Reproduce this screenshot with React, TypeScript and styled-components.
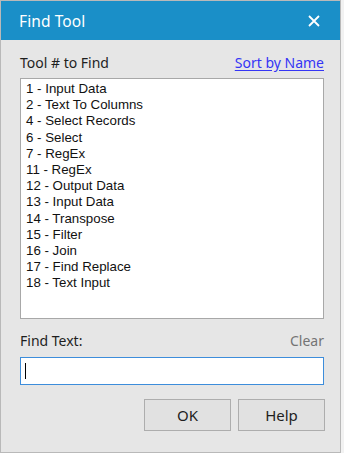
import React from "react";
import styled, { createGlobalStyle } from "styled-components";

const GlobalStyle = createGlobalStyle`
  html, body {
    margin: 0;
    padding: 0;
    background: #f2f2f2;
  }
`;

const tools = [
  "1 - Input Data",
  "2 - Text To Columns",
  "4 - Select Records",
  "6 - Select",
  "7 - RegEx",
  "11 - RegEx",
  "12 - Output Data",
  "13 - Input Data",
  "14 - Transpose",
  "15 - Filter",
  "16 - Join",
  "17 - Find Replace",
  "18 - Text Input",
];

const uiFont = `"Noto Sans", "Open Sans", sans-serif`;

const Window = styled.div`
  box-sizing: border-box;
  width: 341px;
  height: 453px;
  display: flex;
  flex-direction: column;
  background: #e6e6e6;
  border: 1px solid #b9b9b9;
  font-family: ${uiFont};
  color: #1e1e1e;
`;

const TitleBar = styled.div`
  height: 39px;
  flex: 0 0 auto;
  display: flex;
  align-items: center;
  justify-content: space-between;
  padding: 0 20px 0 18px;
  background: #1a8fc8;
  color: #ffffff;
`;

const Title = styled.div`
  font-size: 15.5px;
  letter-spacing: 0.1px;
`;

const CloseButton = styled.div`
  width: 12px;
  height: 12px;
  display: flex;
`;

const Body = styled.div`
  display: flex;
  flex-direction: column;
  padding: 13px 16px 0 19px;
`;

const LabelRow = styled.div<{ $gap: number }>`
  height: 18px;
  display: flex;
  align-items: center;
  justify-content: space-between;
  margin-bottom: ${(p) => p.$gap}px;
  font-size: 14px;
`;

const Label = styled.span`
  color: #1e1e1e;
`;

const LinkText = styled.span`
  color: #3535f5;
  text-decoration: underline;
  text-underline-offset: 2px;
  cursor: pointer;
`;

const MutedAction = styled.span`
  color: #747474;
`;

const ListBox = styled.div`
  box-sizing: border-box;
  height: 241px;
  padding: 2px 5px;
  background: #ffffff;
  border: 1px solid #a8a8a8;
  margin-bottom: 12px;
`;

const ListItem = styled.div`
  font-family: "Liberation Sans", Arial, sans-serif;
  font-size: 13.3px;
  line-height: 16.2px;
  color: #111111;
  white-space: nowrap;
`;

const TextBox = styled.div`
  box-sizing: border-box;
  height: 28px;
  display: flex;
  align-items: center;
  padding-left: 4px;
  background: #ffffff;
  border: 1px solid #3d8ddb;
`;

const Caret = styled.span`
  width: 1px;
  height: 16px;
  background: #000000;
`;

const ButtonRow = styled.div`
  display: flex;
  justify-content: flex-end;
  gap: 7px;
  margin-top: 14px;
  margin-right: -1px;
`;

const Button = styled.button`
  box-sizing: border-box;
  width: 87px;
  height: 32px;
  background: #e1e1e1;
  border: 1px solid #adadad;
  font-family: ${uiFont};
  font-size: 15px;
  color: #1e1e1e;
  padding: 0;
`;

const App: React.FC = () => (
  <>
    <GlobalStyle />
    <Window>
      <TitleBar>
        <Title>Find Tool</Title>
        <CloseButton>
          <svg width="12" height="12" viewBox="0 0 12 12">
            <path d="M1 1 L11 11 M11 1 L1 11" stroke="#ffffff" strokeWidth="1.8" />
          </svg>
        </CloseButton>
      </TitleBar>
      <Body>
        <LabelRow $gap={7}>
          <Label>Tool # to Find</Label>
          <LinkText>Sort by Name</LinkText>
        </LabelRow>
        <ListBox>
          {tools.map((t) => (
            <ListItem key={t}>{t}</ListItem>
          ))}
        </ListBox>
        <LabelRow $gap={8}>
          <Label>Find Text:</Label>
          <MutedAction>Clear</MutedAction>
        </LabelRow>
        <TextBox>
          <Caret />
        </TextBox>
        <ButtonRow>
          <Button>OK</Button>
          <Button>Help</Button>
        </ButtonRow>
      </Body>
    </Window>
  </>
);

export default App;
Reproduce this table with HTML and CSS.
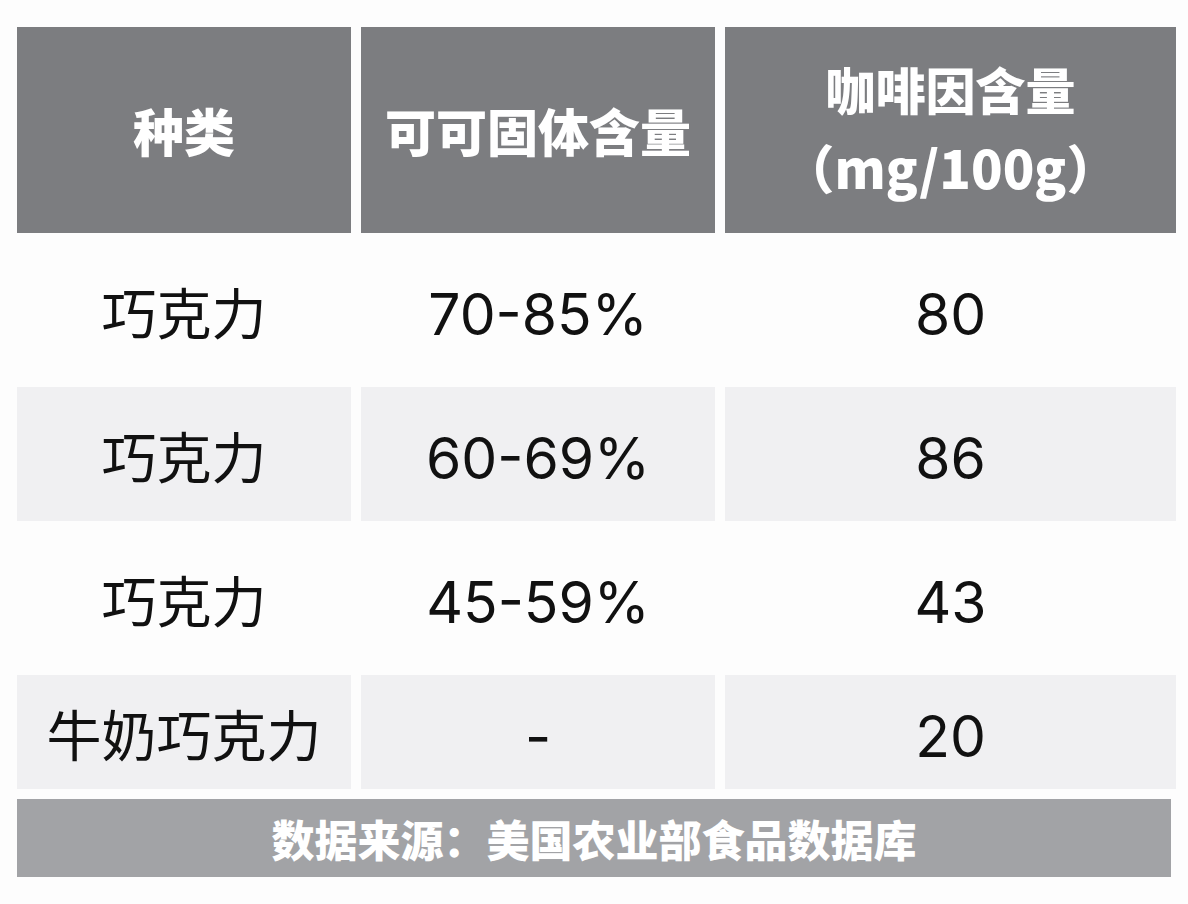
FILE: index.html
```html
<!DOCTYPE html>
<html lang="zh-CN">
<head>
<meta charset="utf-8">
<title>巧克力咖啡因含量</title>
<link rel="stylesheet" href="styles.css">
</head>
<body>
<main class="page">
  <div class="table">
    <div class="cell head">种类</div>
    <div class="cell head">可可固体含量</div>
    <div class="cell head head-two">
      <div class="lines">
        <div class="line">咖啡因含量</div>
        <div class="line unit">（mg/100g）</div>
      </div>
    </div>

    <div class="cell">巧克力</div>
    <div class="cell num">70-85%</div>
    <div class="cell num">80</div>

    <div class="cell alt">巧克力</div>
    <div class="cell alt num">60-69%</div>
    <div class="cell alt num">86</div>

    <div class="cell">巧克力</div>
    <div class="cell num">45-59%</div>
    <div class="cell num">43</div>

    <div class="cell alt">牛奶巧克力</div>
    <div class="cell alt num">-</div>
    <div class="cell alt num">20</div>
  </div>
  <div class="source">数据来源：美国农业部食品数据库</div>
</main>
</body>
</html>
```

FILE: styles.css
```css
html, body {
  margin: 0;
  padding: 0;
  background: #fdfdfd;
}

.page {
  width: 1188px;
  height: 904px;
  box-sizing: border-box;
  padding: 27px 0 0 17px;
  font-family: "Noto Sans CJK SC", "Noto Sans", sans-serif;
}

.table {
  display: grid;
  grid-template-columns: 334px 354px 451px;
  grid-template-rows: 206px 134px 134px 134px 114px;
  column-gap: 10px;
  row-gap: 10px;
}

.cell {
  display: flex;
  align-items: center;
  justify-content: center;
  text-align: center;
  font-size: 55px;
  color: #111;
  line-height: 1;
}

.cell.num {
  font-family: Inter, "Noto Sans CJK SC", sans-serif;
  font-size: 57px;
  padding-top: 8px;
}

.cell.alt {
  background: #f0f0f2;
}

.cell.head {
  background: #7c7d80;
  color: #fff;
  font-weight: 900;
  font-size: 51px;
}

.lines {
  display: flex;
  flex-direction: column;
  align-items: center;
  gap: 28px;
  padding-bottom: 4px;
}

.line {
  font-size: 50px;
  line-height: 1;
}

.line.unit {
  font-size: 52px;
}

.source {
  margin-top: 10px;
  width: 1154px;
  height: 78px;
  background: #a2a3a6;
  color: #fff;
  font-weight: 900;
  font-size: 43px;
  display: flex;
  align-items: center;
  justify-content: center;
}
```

^^^^

Leave out the pictures and restate everything else word for word.

Reproduce this screenshot with React, TypeScript and styled-components.
import React from "react";
import styled, { createGlobalStyle } from "styled-components";

const GlobalStyle = createGlobalStyle`
  html, body {
    margin: 0;
    padding: 0;
    background: #f2f2f2;
  }
`;

const tools = [
  "1 - Input Data",
  "2 - Text To Columns",
  "4 - Select Records",
  "6 - Select",
  "7 - RegEx",
  "11 - RegEx",
  "12 - Output Data",
  "13 - Input Data",
  "14 - Transpose",
  "15 - Filter",
  "16 - Join",
  "17 - Find Replace",
  "18 - Text Input",
];

const uiFont = `"Noto Sans", "Open Sans", sans-serif`;

const Window = styled.div`
  box-sizing: border-box;
  width: 341px;
  height: 453px;
  display: flex;
  flex-direction: column;
  background: #e6e6e6;
  border: 1px solid #b9b9b9;
  font-family: ${uiFont};
  color: #1e1e1e;
`;

const TitleBar = styled.div`
  height: 39px;
  flex: 0 0 auto;
  display: flex;
  align-items: center;
  justify-content: space-between;
  padding: 0 20px 0 18px;
  background: #1a8fc8;
  color: #ffffff;
`;

const Title = styled.div`
  font-size: 15.5px;
  letter-spacing: 0.1px;
`;

const CloseButton = styled.div`
  width: 12px;
  height: 12px;
  display: flex;
`;

const Body = styled.div`
  display: flex;
  flex-direction: column;
  padding: 13px 16px 0 19px;
`;

const LabelRow = styled.div<{ $gap: number }>`
  height: 18px;
  display: flex;
  align-items: center;
  justify-content: space-between;
  margin-bottom: ${(p) => p.$gap}px;
  font-size: 14px;
`;

const Label = styled.span`
  color: #1e1e1e;
`;

const LinkText = styled.span`
  color: #3535f5;
  text-decoration: underline;
  text-underline-offset: 2px;
  cursor: pointer;
`;

const MutedAction = styled.span`
  color: #747474;
`;

const ListBox = styled.div`
  box-sizing: border-box;
  height: 241px;
  padding: 2px 5px;
  background: #ffffff;
  border: 1px solid #a8a8a8;
  margin-bottom: 12px;
`;

const ListItem = styled.div`
  font-family: "Liberation Sans", Arial, sans-serif;
  font-size: 13.3px;
  line-height: 16.2px;
  color: #111111;
  white-space: nowrap;
`;

const TextBox = styled.div`
  box-sizing: border-box;
  height: 28px;
  display: flex;
  align-items: center;
  padding-left: 4px;
  background: #ffffff;
  border: 1px solid #3d8ddb;
`;

const Caret = styled.span`
  width: 1px;
  height: 16px;
  background: #000000;
`;

const ButtonRow = styled.div`
  display: flex;
  justify-content: flex-end;
  gap: 7px;
  margin-top: 14px;
  margin-right: -1px;
`;

const Button = styled.button`
  box-sizing: border-box;
  width: 87px;
  height: 32px;
  background: #e1e1e1;
  border: 1px solid #adadad;
  font-family: ${uiFont};
  font-size: 15px;
  color: #1e1e1e;
  padding: 0;
`;

const App: React.FC = () => (
  <>
    <GlobalStyle />
    <Window>
      <TitleBar>
        <Title>Find Tool</Title>
        <CloseButton>
          <svg width="12" height="12" viewBox="0 0 12 12">
            <path d="M1 1 L11 11 M11 1 L1 11" stroke="#ffffff" strokeWidth="1.8" />
          </svg>
        </CloseButton>
      </TitleBar>
      <Body>
        <LabelRow $gap={7}>
          <Label>Tool # to Find</Label>
          <LinkText>Sort by Name</LinkText>
        </LabelRow>
        <ListBox>
          {tools.map((t) => (
            <ListItem key={t}>{t}</ListItem>
          ))}
        </ListBox>
        <LabelRow $gap={8}>
          <Label>Find Text:</Label>
          <MutedAction>Clear</MutedAction>
        </LabelRow>
        <TextBox>
          <Caret />
        </TextBox>
        <ButtonRow>
          <Button>OK</Button>
          <Button>Help</Button>
        </ButtonRow>
      </Body>
    </Window>
  </>
);

export default App;
Reproduce this table with HTML and CSS.
FILE: index.html
```html
<!DOCTYPE html>
<html lang="zh-CN">
<head>
<meta charset="utf-8">
<title>巧克力咖啡因含量</title>
<link rel="stylesheet" href="styles.css">
</head>
<body>
<main class="page">
  <div class="table">
    <div class="cell head">种类</div>
    <div class="cell head">可可固体含量</div>
    <div class="cell head head-two">
      <div class="lines">
        <div class="line">咖啡因含量</div>
        <div class="line unit">（mg/100g）</div>
      </div>
    </div>

    <div class="cell">巧克力</div>
    <div class="cell num">70-85%</div>
    <div class="cell num">80</div>

    <div class="cell alt">巧克力</div>
    <div class="cell alt num">60-69%</div>
    <div class="cell alt num">86</div>

    <div class="cell">巧克力</div>
    <div class="cell num">45-59%</div>
    <div class="cell num">43</div>

    <div class="cell alt">牛奶巧克力</div>
    <div class="cell alt num">-</div>
    <div class="cell alt num">20</div>
  </div>
  <div class="source">数据来源：美国农业部食品数据库</div>
</main>
</body>
</html>
```

FILE: styles.css
```css
html, body {
  margin: 0;
  padding: 0;
  background: #fdfdfd;
}

.page {
  width: 1188px;
  height: 904px;
  box-sizing: border-box;
  padding: 27px 0 0 17px;
  font-family: "Noto Sans CJK SC", "Noto Sans", sans-serif;
}

.table {
  display: grid;
  grid-template-columns: 334px 354px 451px;
  grid-template-rows: 206px 134px 134px 134px 114px;
  column-gap: 10px;
  row-gap: 10px;
}

.cell {
  display: flex;
  align-items: center;
  justify-content: center;
  text-align: center;
  font-size: 55px;
  color: #111;
  line-height: 1;
}

.cell.num {
  font-family: Inter, "Noto Sans CJK SC", sans-serif;
  font-size: 57px;
  padding-top: 8px;
}

.cell.alt {
  background: #f0f0f2;
}

.cell.head {
  background: #7c7d80;
  color: #fff;
  font-weight: 900;
  font-size: 51px;
}

.lines {
  display: flex;
  flex-direction: column;
  align-items: center;
  gap: 28px;
  padding-bottom: 4px;
}

.line {
  font-size: 50px;
  line-height: 1;
}

.line.unit {
  font-size: 52px;
}

.source {
  margin-top: 10px;
  width: 1154px;
  height: 78px;
  background: #a2a3a6;
  color: #fff;
  font-weight: 900;
  font-size: 43px;
  display: flex;
  align-items: center;
  justify-content: center;
}
```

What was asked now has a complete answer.